• **Data segment**:
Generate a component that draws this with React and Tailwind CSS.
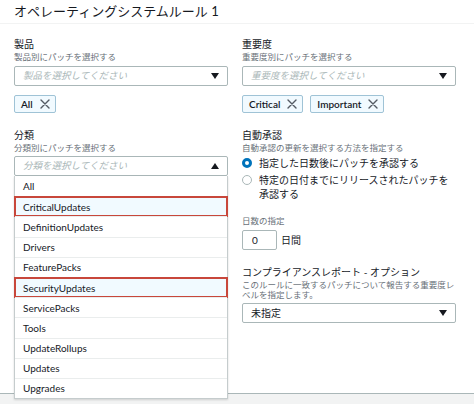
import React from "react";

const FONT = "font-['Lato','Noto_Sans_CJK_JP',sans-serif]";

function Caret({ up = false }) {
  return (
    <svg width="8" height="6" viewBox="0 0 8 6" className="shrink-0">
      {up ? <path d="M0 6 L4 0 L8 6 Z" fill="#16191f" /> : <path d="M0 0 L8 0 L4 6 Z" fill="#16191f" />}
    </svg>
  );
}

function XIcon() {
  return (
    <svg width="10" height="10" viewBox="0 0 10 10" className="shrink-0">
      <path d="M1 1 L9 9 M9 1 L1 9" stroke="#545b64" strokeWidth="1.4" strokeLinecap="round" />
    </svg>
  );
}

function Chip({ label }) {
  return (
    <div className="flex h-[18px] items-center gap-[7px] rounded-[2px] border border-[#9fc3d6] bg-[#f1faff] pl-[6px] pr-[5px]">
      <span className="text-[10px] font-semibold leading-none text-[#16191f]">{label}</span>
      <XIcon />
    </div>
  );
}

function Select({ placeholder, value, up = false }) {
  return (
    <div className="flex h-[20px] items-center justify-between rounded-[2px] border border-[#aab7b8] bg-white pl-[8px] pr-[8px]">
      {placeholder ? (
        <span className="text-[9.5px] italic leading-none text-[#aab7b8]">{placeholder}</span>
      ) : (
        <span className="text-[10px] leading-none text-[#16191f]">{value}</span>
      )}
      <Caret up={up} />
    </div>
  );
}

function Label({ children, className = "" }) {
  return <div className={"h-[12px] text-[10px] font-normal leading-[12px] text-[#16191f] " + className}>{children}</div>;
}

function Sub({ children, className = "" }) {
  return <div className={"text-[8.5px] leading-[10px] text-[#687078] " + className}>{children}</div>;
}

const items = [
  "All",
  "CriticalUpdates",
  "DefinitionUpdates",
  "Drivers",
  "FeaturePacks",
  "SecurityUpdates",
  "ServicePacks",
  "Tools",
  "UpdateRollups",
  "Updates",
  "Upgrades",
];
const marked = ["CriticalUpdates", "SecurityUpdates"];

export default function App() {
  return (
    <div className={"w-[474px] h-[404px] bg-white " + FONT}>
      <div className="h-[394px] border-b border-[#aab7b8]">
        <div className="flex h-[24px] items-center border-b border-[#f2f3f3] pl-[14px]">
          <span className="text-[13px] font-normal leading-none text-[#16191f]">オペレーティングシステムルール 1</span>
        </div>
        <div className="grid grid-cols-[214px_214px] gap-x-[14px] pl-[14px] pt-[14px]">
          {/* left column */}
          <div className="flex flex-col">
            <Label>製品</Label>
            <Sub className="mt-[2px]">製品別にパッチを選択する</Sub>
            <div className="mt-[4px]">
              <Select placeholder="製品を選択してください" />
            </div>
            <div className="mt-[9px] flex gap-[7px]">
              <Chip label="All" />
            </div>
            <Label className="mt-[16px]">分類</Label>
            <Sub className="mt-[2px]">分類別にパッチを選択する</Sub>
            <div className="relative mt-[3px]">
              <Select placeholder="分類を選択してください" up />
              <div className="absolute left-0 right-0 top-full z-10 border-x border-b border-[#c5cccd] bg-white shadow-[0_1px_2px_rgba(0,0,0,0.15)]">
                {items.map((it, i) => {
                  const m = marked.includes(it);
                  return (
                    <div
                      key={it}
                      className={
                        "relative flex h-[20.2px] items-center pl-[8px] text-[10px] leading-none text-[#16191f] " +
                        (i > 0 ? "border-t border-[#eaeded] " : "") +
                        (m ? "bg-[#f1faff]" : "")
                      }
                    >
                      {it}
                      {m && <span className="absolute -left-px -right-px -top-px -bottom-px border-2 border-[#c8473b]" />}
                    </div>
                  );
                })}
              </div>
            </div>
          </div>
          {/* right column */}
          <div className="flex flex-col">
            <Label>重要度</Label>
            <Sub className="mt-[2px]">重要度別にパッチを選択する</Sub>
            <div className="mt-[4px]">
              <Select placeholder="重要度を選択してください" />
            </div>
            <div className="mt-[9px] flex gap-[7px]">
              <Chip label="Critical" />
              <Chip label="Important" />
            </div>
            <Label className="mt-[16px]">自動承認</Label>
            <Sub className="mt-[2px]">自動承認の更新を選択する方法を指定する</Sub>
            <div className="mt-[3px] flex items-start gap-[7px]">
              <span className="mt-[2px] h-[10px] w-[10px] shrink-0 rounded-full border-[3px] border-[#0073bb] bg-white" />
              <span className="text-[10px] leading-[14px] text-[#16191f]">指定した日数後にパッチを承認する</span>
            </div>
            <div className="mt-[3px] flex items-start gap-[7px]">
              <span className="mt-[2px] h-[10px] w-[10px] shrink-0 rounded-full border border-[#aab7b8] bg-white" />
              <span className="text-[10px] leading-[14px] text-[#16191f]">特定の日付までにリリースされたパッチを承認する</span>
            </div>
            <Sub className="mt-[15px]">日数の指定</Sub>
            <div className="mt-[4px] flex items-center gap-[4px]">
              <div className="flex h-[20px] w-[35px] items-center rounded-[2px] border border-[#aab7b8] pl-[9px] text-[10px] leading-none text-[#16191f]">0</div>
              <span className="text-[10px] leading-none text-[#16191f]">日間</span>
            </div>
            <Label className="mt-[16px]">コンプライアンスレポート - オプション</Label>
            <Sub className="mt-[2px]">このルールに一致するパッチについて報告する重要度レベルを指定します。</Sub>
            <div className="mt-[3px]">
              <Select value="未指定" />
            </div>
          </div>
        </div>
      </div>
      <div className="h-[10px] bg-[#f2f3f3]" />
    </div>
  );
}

• **Exercise**: Copy each line above that contains the string "React".

• **Right answer**:
Generate a component that draws this with React and Tailwind CSS.
import React from "react";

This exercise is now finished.